Separate penalties apply under the UST program for failures in leak detection, corrosion protection, or financial responsibility compliance. State environmental agencies can impose their own penalties on top of federal ones. And an actual spill triggers an entirely different scale of liability — cleanup costs, natural resource damages, and third-party claims that dwarf any administrative fine. The penalty structure here isn’t designed to be punitive after the fact; it’s designed to make compliance cheaper than the alternative.
State and Local Permitting and Inspections
Before constructing or modifying a fuel storage facility, you need local authorization through building, zoning, and fire permits. The permitting process requires facility designs to demonstrate compliance with the federal standards discussed above — a certified SPCC plan, UST regulations if applicable, NFPA specifications — along with whatever additional requirements the state or municipality imposes. The local fire marshal and state environmental agency conduct pre-operational inspections before issuing an operating permit.

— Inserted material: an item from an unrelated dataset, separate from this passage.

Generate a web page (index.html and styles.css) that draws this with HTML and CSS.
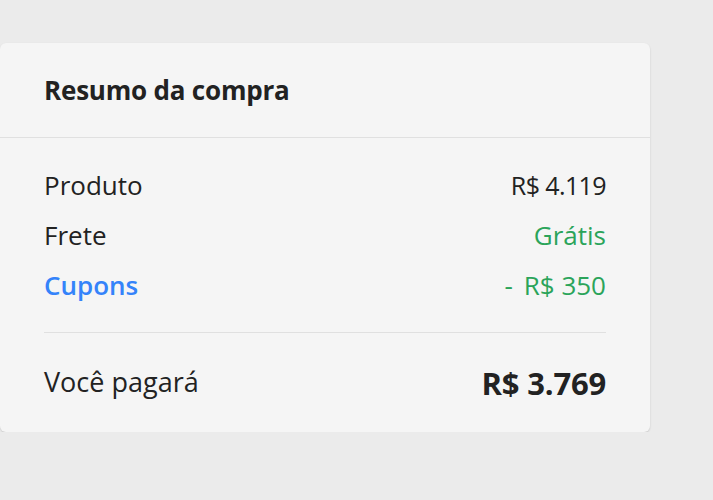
FILE: index.html
```html
<!DOCTYPE html>
<html lang="pt-BR">

<head>
    <meta charset="UTF-8">
    <meta name="viewport" content="width=device-width, initial-scale=1.0">
    <title>Resumo da compra</title>
    <link rel="stylesheet" href="styles.css">
</head>

<body>
    <div class="summary">
        <div class="summary-header">
            <h2>Resumo da compra</h2>
        </div>
        <div class="summary-body">
            <div class="row">
                <span>Produto</span>
                <span class="value">R$ 4.119</span>
            </div>
            <div class="row">
                <span>Frete</span>
                <span class="free">Grátis</span>
            </div>
            <div class="row">
                <span class="coupon">Cupons</span>
                <span class="free"><span class="minus">-</span> R$ 350</span>
            </div>
            <div class="total row">
                <span>Você pagará</span>
                <span class="total-value">R$ 3.769</span>
            </div>
        </div>
    </div>
</body>

</html>
```

FILE: styles.css
```css
body {
    font-family: "Open Sans", Arial, sans-serif;
    margin: 0;
    padding-top: 43px;
    background-color: #ebebeb;
    color: #222;
}

.summary {
    width: 650px;
    background: #f5f5f5;
    border-radius: 6px;
    box-shadow: 0 1px 2px rgba(0, 0, 0, 0.15);
}

.summary-header {
    height: 94px;
    display: flex;
    align-items: center;
    padding: 0 44px;
    border-bottom: 1px solid #e0e0e0;
}

.summary-header h2 {
    margin: 0;
    font-size: 26px;
    font-weight: 700;
    letter-spacing: -0.2px;
}

.summary-body {
    padding: 22px 44px 25px;
}

.row {
    height: 50px;
    display: flex;
    justify-content: space-between;
    align-items: center;
    font-size: 26px;
}

.value {
    font-size: 25px;
    letter-spacing: -0.6px;
}

.free {
    color: #2ba45a;
}

.minus {
    margin-right: 4px;
}

.coupon {
    color: #3483fa;
    font-weight: 600;
}

.total {
    margin-top: 22px;
    padding-top: 22px;
    height: 52px;
    border-top: 1px solid #e0e0e0;
    align-items: center;
    font-size: 27px;
}

.total-value {
    font-size: 31px;
    font-weight: 700;
    letter-spacing: -0.2px;
    margin-top: 4px;
}
```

Operating permits must be renewed periodically, often annually, and carry registration fees that vary widely by jurisdiction. Ongoing compliance includes submitting proof of financial responsibility, maintaining inventory records and leak detection monitoring data, and cooperating with routine inspections. A lapsed permit, missed renewal, or failed inspection can result in suspension or revocation of the operating permit — which means shutting down fueling operations until the deficiency is corrected. For an airport, that’s not an abstract consequence; it can ground flights.